Alas, parameters are not allowed in views.

(8) By Ebow Halm (D00000000Y) on 2022-06-01 05:23:16 in reply to 2 [link]

No, no, no, no.

That feature (which I didn't know about till this forum post) is an elegant solution to one of the remaining, most-requested features of SQLite: support for stored procedures.

The need that results in the persistent requests for stored procedures is brilliantly solved by the way the poster used an undefined-at-the-time-of-definition CTE name in the view definition.

Instead of removing that feature, please consider documenting it.

The benefit to the SQLite community would be significant; the pressure on the SQLite developers to support stored procedures would ease. Simply point them to the documentation of this feature and examples of how it solves common requests for stored procedure support. I volunteer to provide examples.

Kudos to the poster for discovering such an ingenious solution to the problem. I am reverting that patch on my SQLite build because I need that feature.

In the interest of not breaking existing code, "bugs" and misfeatures have been maintained and documented  in SQLite. I cannot upvote enough that this is deserving of that treatment and this is a great feature, not a bug. 

To sum, for this, please prefer documentation over removing the feature.

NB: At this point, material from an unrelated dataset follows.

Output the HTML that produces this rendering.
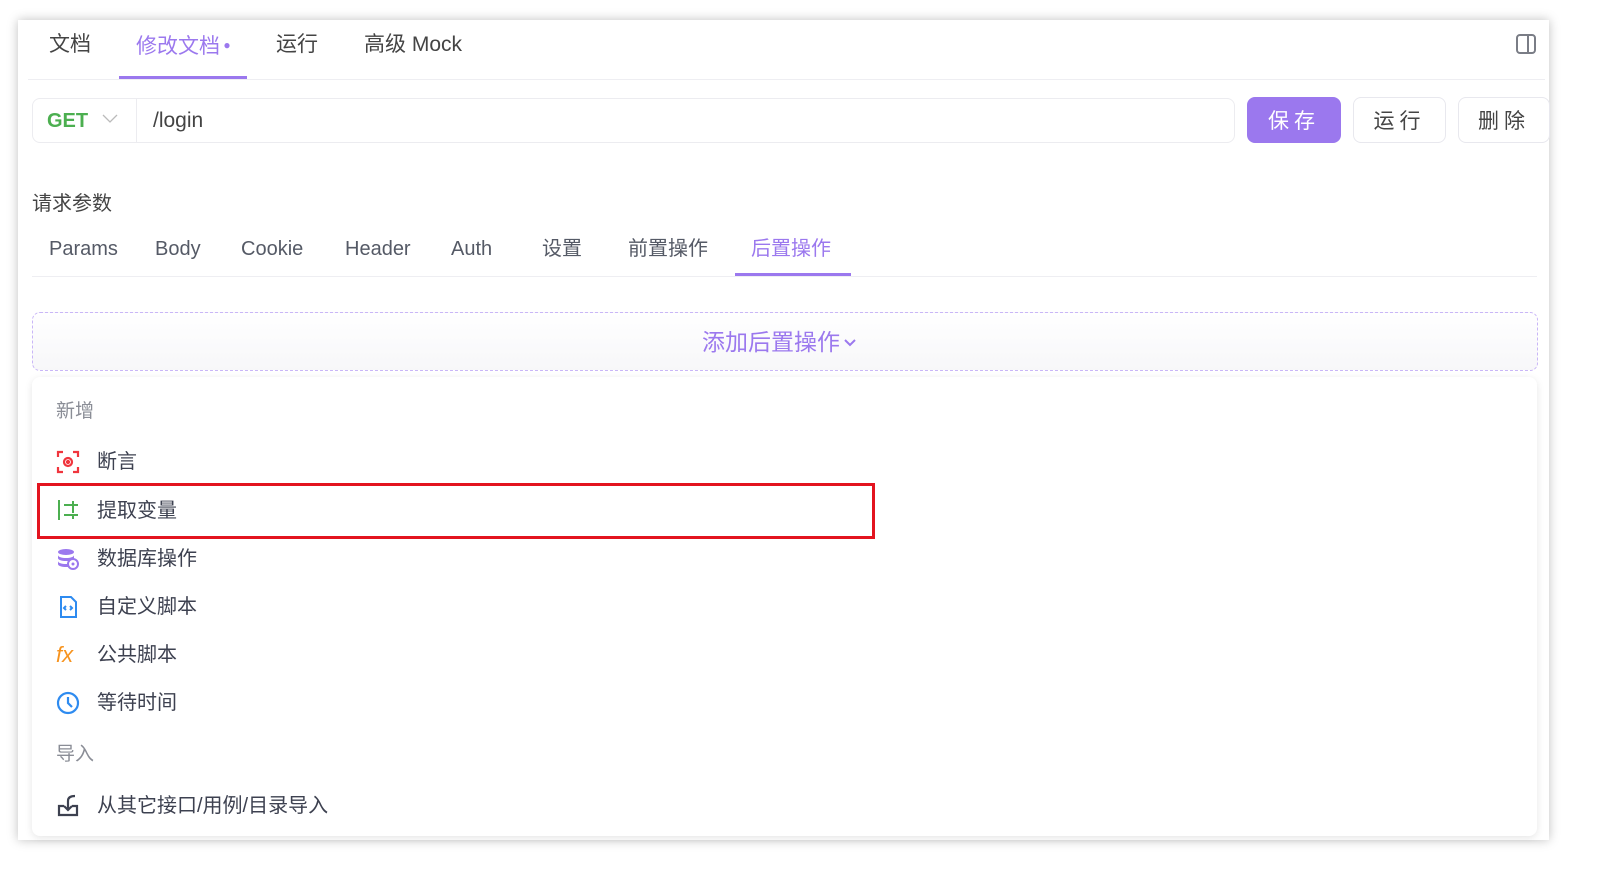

(10) By rjp (zimpenfish) on 2022-06-02 08:29:35 in reply to 8 [link]

I can see that it would be a problem if the CTE aliased an *existing* table name - which do you use in that case?

But like you say, that's better solved with documentation (say "in a view, a concrete table beats a virtual table beats a CTE with the same name") rather than flat out denying us this extremely useful ability to emulate stored procedures.

(The loadable extension solution is sadly not workable on macOS because the stock sqlite is compiled without loadable extension support.)